=== Exercise requirements ===
Your answer is a single number: the count of lines that contain the string "this".

* START Supplied data *

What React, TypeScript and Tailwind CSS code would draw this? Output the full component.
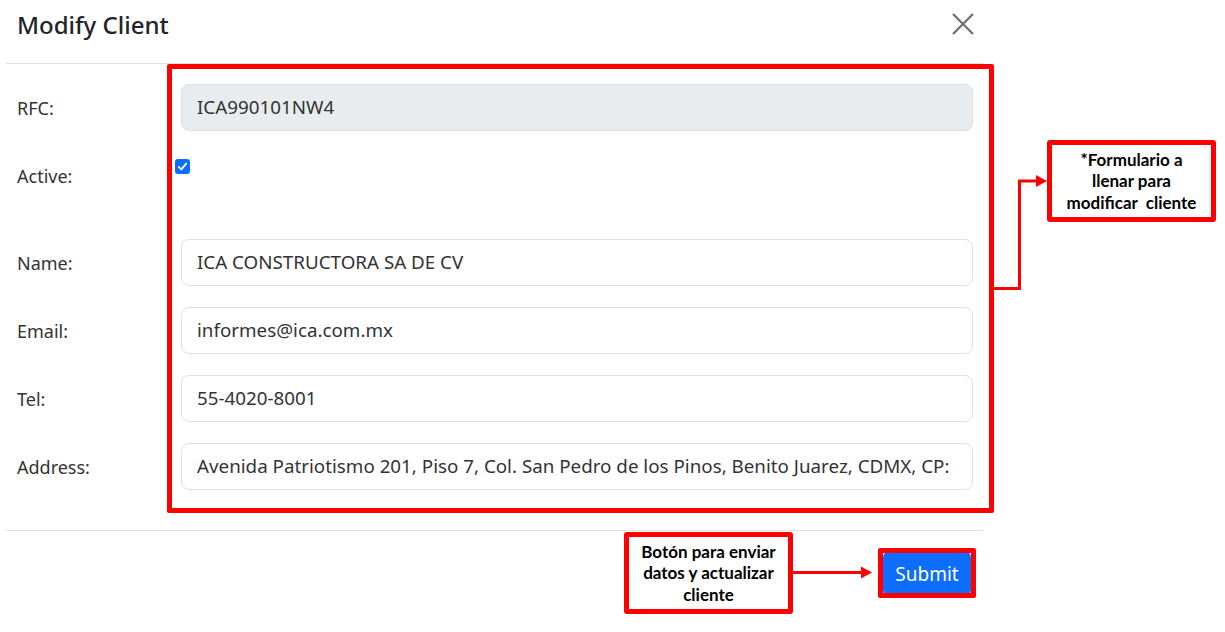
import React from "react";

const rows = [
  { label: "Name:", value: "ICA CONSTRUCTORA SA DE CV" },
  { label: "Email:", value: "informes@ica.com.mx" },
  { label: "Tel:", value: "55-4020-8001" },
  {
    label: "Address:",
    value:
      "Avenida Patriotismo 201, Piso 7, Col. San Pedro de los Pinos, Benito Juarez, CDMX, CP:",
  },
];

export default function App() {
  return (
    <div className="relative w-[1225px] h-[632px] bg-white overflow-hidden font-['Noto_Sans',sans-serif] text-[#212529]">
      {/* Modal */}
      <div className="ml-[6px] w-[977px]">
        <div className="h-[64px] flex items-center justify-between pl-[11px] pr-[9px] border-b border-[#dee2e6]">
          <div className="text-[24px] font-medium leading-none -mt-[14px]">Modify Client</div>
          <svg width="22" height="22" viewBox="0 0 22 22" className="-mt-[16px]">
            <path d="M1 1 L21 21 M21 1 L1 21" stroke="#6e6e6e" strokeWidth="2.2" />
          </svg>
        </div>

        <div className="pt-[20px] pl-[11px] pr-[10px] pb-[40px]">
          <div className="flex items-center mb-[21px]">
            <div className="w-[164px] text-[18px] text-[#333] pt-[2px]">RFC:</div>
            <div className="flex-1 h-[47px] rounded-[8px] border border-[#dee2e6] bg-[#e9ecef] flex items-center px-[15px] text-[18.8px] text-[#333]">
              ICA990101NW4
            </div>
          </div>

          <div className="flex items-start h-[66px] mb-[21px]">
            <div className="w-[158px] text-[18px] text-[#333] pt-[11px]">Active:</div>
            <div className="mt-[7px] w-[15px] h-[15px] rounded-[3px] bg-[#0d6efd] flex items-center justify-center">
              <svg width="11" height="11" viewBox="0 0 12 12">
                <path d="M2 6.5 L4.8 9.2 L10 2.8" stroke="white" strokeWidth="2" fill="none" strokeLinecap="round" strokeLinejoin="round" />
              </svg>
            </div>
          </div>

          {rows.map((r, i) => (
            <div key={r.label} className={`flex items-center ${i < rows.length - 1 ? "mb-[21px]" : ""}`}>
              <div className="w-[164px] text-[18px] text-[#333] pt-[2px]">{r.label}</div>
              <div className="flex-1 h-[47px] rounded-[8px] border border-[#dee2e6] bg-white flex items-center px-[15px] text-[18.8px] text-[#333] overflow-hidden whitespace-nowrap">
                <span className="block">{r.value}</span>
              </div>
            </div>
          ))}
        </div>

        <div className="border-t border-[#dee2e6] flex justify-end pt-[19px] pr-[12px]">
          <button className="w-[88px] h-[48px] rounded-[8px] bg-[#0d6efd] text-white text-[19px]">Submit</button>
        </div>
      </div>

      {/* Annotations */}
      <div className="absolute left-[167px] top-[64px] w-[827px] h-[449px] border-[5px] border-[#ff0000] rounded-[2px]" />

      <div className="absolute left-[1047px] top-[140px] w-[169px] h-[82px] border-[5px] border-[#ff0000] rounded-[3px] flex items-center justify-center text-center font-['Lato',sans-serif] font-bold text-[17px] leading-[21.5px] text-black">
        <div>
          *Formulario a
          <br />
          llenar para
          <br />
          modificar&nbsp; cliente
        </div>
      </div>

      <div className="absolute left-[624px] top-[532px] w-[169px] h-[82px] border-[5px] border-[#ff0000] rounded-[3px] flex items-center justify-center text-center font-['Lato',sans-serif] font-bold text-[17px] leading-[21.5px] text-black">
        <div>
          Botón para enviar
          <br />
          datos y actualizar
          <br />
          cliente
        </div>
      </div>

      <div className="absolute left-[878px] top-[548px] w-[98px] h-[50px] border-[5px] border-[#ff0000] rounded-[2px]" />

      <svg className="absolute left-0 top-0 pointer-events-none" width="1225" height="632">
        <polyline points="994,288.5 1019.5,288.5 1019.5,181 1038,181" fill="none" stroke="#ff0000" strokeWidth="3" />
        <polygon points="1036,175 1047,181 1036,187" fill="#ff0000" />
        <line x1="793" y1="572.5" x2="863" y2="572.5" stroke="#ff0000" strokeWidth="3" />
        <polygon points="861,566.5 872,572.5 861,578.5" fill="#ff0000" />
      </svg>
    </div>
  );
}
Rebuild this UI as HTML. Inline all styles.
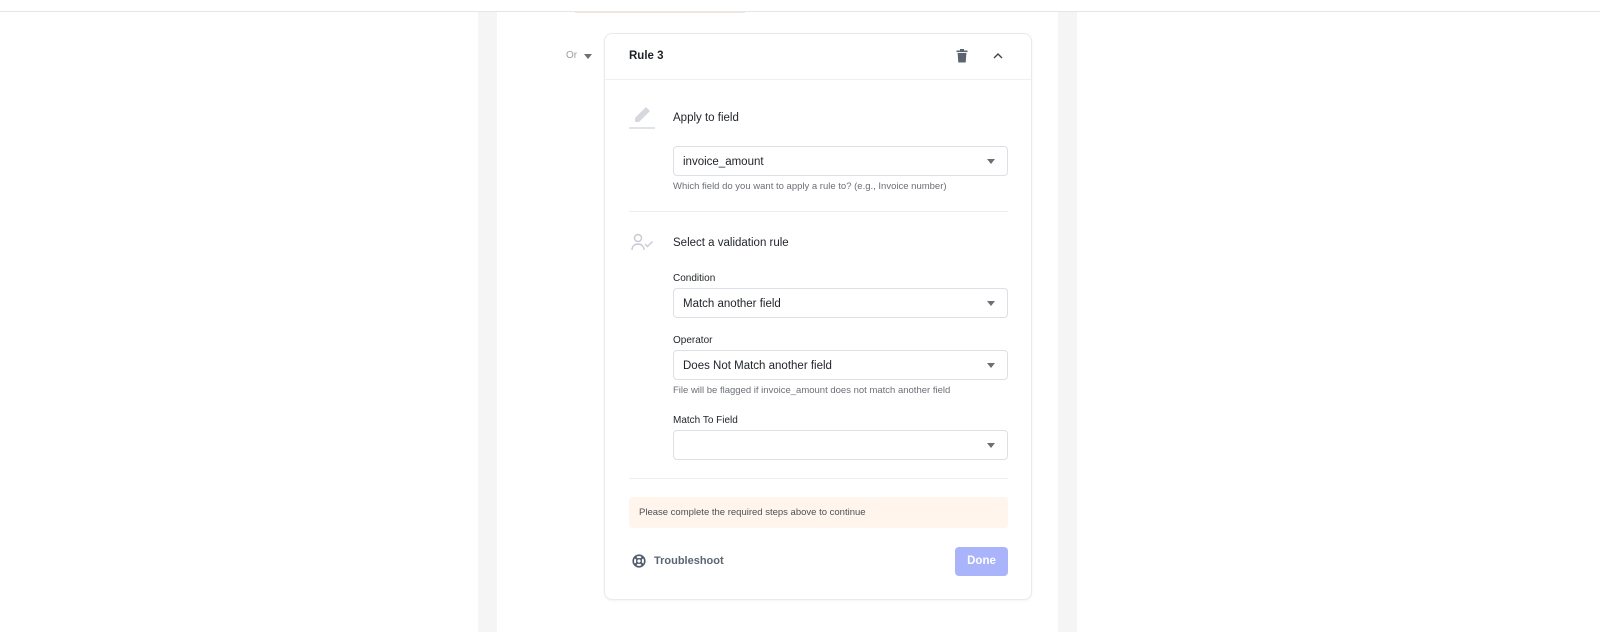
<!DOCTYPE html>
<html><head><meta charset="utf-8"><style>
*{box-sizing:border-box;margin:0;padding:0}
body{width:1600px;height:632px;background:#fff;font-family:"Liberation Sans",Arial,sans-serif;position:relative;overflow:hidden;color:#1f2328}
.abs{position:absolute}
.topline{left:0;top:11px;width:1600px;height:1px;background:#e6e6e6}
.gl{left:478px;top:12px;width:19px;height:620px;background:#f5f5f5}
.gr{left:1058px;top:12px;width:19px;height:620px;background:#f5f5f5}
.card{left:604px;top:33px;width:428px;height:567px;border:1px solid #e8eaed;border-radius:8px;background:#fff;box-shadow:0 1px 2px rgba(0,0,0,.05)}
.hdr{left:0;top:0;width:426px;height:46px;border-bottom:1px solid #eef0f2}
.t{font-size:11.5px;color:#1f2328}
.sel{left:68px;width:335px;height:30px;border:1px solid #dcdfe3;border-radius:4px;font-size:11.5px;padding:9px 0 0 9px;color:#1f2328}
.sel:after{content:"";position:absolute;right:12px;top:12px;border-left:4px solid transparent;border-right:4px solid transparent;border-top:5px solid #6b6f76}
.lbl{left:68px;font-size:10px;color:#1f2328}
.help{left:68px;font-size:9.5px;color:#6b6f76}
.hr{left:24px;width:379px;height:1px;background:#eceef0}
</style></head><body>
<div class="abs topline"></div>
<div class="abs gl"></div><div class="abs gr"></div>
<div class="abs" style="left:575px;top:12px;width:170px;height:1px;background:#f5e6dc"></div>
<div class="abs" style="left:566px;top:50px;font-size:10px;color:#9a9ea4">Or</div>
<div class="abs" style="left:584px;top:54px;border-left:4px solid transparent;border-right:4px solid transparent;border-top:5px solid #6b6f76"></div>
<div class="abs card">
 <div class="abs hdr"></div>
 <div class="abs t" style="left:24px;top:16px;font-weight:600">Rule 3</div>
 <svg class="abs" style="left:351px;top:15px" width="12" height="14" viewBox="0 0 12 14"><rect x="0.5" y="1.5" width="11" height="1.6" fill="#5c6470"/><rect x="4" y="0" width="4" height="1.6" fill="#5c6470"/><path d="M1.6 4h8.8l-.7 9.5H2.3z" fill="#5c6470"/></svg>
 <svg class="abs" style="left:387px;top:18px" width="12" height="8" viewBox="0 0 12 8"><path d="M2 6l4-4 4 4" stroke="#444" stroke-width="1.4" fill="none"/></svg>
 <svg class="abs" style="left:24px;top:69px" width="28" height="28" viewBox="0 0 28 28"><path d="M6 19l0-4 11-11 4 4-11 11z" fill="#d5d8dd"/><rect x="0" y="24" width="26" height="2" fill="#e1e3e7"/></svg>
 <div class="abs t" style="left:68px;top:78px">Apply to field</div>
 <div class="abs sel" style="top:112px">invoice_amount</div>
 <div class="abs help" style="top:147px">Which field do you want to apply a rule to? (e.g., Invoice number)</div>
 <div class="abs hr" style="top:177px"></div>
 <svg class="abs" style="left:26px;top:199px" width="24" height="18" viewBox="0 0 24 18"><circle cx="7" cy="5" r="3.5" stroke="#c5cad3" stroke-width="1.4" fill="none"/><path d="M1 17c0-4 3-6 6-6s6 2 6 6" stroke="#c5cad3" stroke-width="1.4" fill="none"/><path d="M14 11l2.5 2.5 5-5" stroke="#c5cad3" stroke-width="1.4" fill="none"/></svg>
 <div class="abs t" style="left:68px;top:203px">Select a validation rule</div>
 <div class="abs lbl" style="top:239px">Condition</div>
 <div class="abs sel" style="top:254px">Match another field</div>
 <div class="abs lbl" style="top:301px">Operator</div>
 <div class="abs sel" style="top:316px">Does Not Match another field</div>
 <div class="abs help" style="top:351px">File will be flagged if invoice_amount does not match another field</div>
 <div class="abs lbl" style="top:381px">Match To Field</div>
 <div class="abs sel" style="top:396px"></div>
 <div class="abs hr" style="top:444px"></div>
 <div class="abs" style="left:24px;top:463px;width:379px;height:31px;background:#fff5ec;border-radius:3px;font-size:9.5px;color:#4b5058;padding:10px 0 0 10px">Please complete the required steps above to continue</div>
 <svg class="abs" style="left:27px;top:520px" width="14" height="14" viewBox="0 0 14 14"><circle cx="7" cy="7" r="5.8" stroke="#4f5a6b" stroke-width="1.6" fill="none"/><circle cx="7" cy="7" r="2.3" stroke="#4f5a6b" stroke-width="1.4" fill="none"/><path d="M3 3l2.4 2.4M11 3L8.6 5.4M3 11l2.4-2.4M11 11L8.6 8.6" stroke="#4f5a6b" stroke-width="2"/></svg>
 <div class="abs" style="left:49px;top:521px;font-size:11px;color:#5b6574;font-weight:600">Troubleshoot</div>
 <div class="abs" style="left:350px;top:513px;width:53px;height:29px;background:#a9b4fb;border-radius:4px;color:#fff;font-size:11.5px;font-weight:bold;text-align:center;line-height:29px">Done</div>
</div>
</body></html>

* END Supplied data *

=== Task solution ===
2